Dear Mr. Tom;
Hello there! Though I do not actually know your name, let me introduce myself: My name is FEISTY ACTRESS. I live in the ground floor apartment of a brownstone building on 119th street. My bedroom window faces my backyard, which is separated from your building, coincidentally, with a fence. You seem to have the window on the 2nd floor of your building on the extreme left corner. Usually when I look out of my window at my backyard, I see your window. Usually a teddy bear sits at the window, smiling through his sewn face that the day will be sunny and bright, which it usually is.
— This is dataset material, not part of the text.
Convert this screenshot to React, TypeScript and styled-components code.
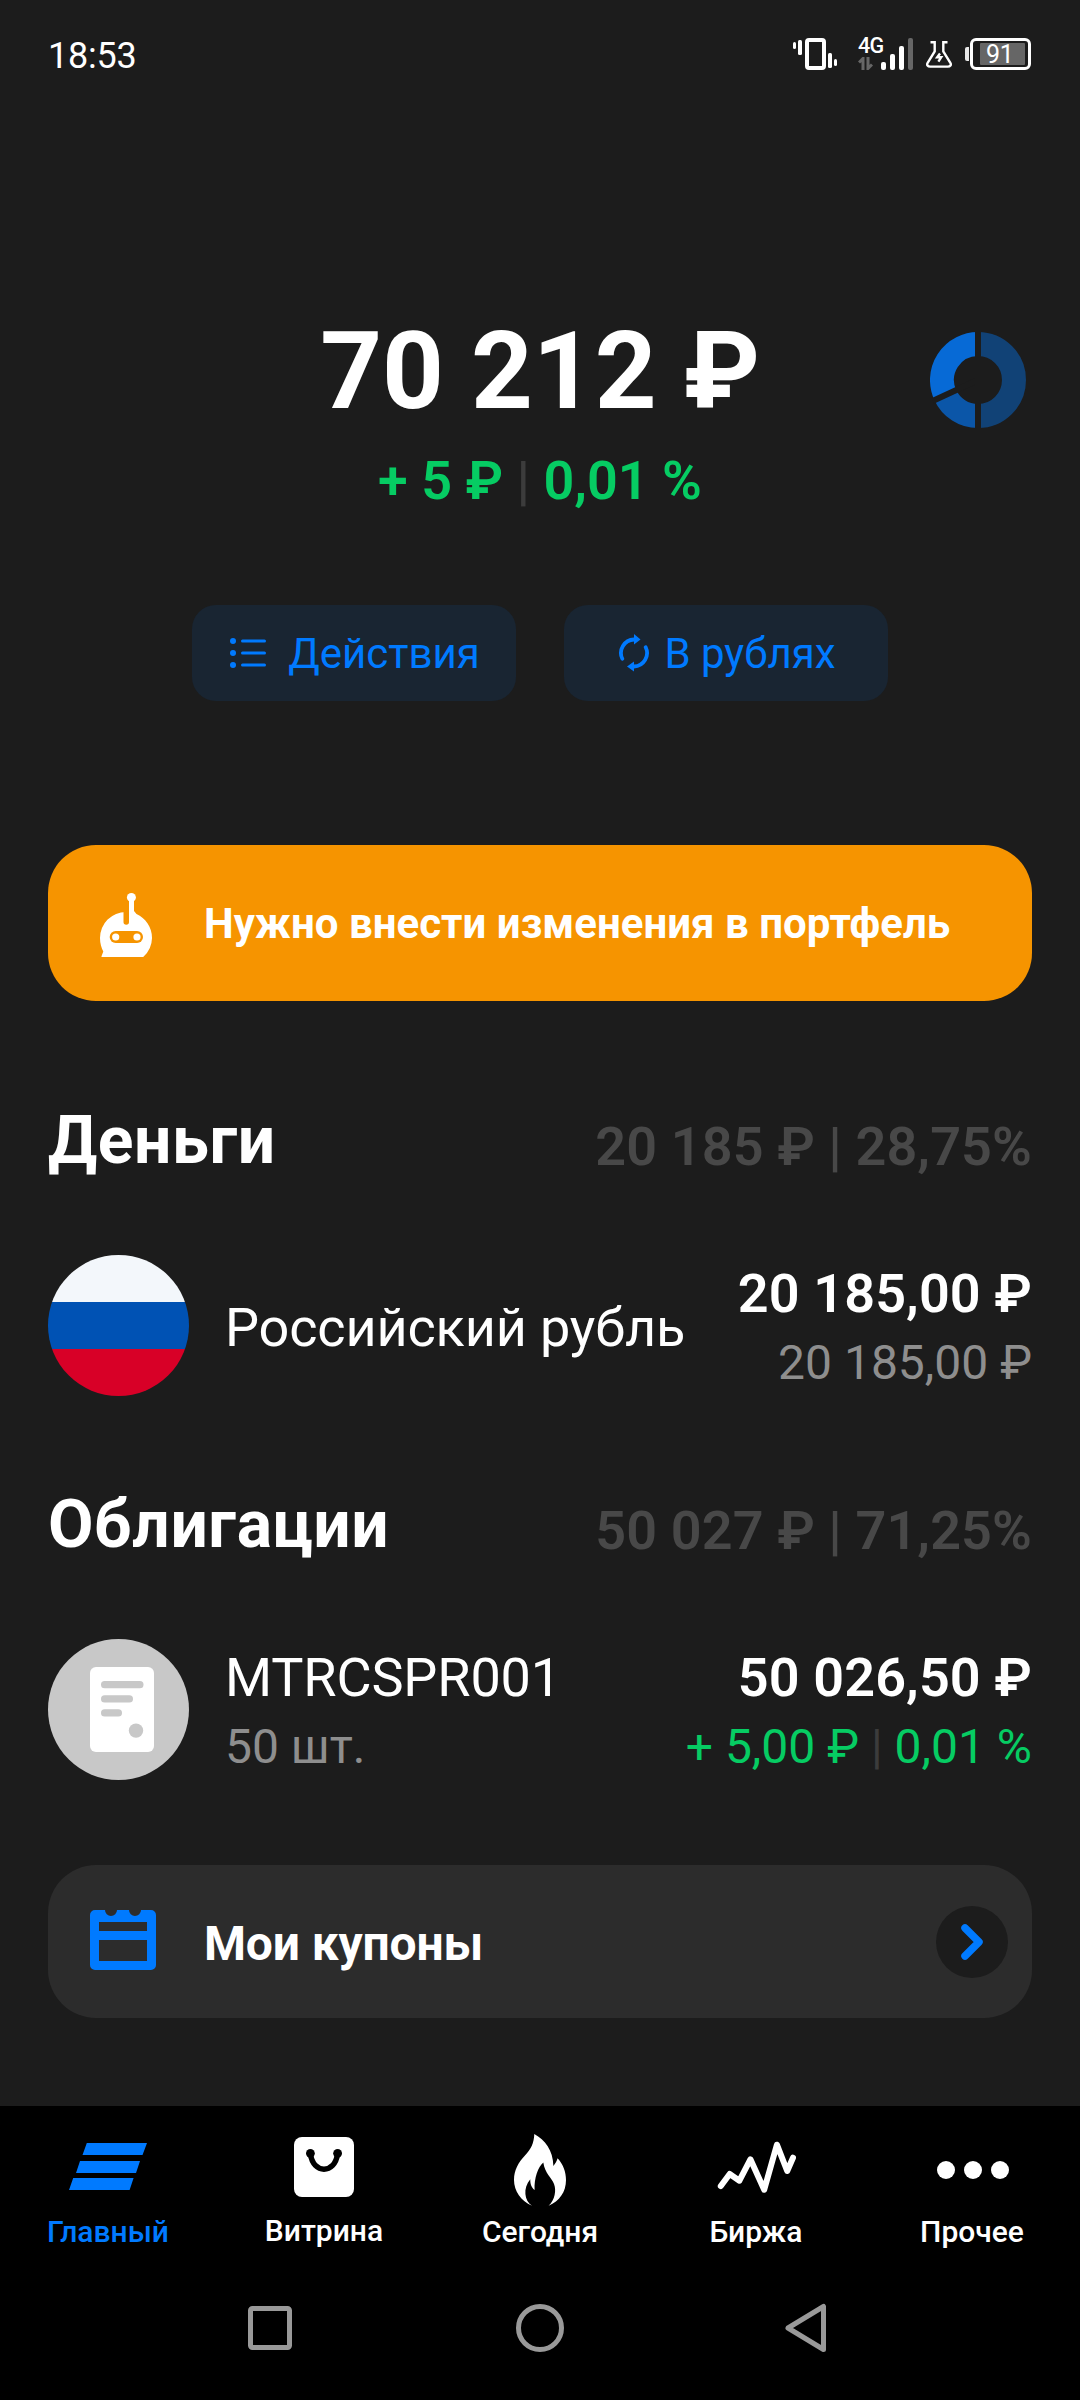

At night, however, that teddy takes on a new shape.
OH! It's you!
HA! you scared me.
All of the lights in your apartment are off except for one odd blue light like in the David Lynch film, BLUE VELVET.
I had no idea that you liked to sit at your window.
WOW! You must love to look at the night environment.
OH! Look! You have binoculars. And you do not seem to be looking at the sky. Hmmm...
Though I am just sitting at my desk typing on my computer emails of no significant importance, you seem to want to take an interest in what I'm doing in my apartment, because you are looking straight at me.
OH! Look your right hand seems to be moving in a very jerky motion.
WAIT! Are you doing what I think you're doing?
OH MY! Well... that just won't do.
MOTHERF*CKER! I gotchu.
Yes, I took a picture of your window during the day.
And don't think I won't take a flash photo of you in the window tonight if I catchu again.
You wanna pop your socks off??? I'm flattered.... really...
But I am not CHEAP entertainment. They have websites for that.
That's really all I had to say. Have a great day!!
And have a good night... see you later?